Private equity investors expect numbers they can trust — quickly and consistently.


2) Strengthening Cash Flow and Working Capital Control

After investment, cash becomes a core focus. Even well-funded businesses are expected to manage liquidity tightly. The Financial Controller introduces:

  • Short-term and medium-term cash forecasting

  • Improved debtor and creditor management

  • Working capital KPIs and reporting

  • Clear visibility over funding headroom

Strong cash discipline protects the downside while supporting growth initiatives.


3) Budgeting, Forecasting and Performance Management

Post-investment, informal planning is rarely sufficient. The Financial Controller plays a central role in:

  • Building detailed annual budgets aligned to the investment thesis

  • Introducing rolling forecasts

  • Supporting scenario planning and downside cases

  • Tracking performance against plan with clear variance analysis

This allows management and investors to identify issues early and adjust strategy proactively.


Governance, Controls and Risk Management

Professionalising Financial Governance

Private equity ownership typically raises governance standards. The Financial Controller helps implement:

  • Approval frameworks and delegated authorities

  • Segregation of duties and controls

  • Purchasing and expense policies

  • Payroll and headcount governance

  • Clear audit trails and documentation

The objective is to reduce risk without creating unnecessary bureaucracy.


Identifying and Managing Financial Risk

After investment, risks become more visible and more scrutinised. The Financial Controller supports risk management by:

  • Identifying financial and operational risks

  • Stress-testing assumptions and forecasts

  • Monitoring customer concentration and credit exposure

  • Supporting insurance and compliance reviews

This protects both the business and investor value.


Supporting Value Creation Post-Investment

Financial Controllers play a direct role in executing the value creation plan. This often includes:

  • Improving margin visibility and profitability analysis

  • Supporting pricing and cost-control initiatives

  • Providing insight into ROI on growth investments

  • Enhancing reporting for operational decision-making

  • Supporting bolt-on acquisition integration

Well-executed finance improvements frequently deliver measurable value long before exit.


Financial Controllers and M&A After Investment

Many PE-backed businesses pursue bolt-on acquisitions. Post-deal, the Financial Controller often supports:

  • Financial due diligence and data room preparation

  • Integration of reporting and finance systems

  • Alignment of accounting policies and controls

  • Tracking synergy delivery and performance

This capability becomes increasingly important as the investment progresses.


Common Challenges in the Post-Investment Phase

Scaling Too Quickly Without Control

Growth can expose weaknesses in finance processes. The Financial Controller ensures systems scale with the business, not after problems emerge.

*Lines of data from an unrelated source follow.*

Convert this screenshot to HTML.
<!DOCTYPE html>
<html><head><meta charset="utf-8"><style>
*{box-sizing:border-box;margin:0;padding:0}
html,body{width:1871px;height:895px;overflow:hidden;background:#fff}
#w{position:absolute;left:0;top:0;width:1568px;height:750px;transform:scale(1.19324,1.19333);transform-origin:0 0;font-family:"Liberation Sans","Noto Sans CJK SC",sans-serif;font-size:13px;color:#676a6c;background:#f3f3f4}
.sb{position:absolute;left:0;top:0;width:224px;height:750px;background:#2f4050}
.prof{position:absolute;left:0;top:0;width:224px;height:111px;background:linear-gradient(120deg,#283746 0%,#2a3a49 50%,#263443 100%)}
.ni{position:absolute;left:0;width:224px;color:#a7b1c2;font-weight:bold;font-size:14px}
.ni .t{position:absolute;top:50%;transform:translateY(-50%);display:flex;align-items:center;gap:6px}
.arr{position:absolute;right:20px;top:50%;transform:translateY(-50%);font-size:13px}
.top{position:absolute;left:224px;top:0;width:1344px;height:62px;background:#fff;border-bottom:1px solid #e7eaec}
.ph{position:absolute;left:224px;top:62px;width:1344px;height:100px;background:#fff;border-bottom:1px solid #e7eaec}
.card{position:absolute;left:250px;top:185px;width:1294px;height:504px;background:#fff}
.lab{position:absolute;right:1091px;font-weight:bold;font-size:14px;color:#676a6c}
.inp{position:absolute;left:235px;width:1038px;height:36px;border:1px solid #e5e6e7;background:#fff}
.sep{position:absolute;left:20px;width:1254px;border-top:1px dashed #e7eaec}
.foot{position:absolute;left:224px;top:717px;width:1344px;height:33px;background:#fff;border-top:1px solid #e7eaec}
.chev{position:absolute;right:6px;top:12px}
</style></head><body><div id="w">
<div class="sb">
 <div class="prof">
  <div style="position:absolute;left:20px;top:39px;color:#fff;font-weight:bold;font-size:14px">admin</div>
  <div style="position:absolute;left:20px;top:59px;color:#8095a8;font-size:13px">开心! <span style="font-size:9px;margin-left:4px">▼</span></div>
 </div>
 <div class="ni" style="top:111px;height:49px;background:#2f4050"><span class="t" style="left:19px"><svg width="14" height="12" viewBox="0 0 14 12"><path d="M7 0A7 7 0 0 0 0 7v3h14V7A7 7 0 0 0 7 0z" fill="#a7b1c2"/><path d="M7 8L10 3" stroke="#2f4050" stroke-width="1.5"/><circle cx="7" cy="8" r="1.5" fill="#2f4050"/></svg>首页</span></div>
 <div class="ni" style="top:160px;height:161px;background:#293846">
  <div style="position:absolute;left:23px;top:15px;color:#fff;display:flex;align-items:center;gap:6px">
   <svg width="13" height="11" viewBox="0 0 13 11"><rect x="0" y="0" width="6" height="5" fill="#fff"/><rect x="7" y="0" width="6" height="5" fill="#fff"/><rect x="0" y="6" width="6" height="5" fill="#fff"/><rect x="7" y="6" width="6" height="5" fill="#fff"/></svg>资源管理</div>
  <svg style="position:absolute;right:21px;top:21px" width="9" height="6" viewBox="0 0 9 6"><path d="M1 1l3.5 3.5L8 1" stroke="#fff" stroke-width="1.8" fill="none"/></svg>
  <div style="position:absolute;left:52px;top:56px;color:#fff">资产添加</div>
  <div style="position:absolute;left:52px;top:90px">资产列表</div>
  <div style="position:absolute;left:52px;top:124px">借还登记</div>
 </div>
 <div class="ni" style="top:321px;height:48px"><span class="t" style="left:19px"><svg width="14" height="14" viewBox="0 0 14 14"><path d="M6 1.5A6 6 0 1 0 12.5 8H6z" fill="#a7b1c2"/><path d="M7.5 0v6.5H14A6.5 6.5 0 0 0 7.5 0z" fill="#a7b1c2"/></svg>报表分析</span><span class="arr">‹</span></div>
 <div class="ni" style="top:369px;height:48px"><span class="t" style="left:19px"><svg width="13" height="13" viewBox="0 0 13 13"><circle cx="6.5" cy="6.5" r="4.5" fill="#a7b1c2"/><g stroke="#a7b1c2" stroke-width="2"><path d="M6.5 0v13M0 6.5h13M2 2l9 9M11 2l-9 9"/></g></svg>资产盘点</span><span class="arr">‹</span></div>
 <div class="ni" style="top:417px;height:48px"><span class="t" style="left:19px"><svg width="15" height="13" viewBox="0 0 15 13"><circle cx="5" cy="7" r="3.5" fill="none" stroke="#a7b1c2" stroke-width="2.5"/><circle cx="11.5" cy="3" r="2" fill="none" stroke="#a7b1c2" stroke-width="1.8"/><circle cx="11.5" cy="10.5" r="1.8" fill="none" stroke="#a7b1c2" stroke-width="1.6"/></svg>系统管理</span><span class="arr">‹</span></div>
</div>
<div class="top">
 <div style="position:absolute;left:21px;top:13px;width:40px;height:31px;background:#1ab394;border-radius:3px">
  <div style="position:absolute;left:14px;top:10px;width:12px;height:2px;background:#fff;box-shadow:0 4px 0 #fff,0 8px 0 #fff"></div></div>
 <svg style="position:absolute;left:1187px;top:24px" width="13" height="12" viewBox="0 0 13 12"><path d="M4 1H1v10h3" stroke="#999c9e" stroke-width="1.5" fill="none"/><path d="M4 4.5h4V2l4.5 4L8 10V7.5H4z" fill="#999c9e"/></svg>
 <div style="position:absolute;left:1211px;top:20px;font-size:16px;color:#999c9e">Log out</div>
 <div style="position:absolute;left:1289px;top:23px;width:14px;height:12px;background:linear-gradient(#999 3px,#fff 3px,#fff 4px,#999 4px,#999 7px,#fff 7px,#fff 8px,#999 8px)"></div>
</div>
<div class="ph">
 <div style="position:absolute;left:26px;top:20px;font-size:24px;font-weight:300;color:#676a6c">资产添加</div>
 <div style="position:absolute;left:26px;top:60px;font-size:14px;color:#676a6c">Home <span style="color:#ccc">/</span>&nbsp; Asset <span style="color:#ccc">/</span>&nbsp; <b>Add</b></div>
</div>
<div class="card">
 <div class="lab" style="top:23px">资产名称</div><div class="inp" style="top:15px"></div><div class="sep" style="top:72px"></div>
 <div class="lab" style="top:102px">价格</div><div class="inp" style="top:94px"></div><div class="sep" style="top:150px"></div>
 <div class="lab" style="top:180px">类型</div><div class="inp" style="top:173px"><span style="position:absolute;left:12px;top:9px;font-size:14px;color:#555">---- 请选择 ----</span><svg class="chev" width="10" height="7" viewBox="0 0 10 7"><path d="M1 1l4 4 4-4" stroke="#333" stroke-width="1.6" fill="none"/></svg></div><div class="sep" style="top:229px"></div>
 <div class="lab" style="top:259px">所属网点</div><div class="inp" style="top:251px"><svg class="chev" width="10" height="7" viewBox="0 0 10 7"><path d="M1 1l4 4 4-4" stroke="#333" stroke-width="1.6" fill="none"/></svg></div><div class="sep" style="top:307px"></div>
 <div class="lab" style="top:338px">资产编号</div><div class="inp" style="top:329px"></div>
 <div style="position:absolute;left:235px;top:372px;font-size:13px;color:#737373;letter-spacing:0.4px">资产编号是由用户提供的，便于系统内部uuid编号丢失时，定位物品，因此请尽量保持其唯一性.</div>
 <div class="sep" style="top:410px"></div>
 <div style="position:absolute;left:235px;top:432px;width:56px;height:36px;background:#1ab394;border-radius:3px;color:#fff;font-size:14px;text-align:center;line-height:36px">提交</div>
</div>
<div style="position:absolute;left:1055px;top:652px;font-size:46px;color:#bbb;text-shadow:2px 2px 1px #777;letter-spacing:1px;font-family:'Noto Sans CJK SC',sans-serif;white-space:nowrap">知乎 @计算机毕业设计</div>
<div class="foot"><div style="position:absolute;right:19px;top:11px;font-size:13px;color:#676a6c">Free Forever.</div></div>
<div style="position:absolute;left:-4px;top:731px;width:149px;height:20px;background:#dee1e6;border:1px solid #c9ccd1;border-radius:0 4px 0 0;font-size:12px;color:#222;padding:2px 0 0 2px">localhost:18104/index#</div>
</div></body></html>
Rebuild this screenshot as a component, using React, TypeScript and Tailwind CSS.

Resistance to New Governance

Introducing tighter controls can cause friction. Strong Controllers communicate clearly and implement change pragmatically.

Inadequate Systems

Legacy systems often struggle under increased reporting demands. Controllers frequently lead system upgrades or process redesigns.


What to Look for in a Financial Controller After PE Investment

The most effective post-investment Financial Controllers typically demonstrate:

  • Experience in PE-backed or high-growth environments

  • Strong cash flow and working capital expertise

  • Confidence with board and investor reporting

  • Systems and process improvement capability

  • A pragmatic, commercially minded approach

  • Calm leadership under pressure

These qualities are often more important than sector background alone.


Interim vs Permanent Financial Controllers Post-Investment

Many businesses initially appoint an interim Financial Controller after investment to stabilise reporting, controls, and cash management. This can later transition into a permanent hire once the finance function is restructured.

Choosing the right approach depends on:

  • Speed of change required

  • Existing finance capability

  • Growth and acquisition plans


Conclusion

After private equity investment, the Financial Controller becomes a cornerstone of execution. By strengthening reporting, cash discipline, governance, and performance insight, they enable management teams to deliver the investment thesis and prepare the business for future growth or exit.

A capable Financial Controller ensures that increased scrutiny translates into better decisions, stronger control, and sustainable value creation — rather than friction or slowdown.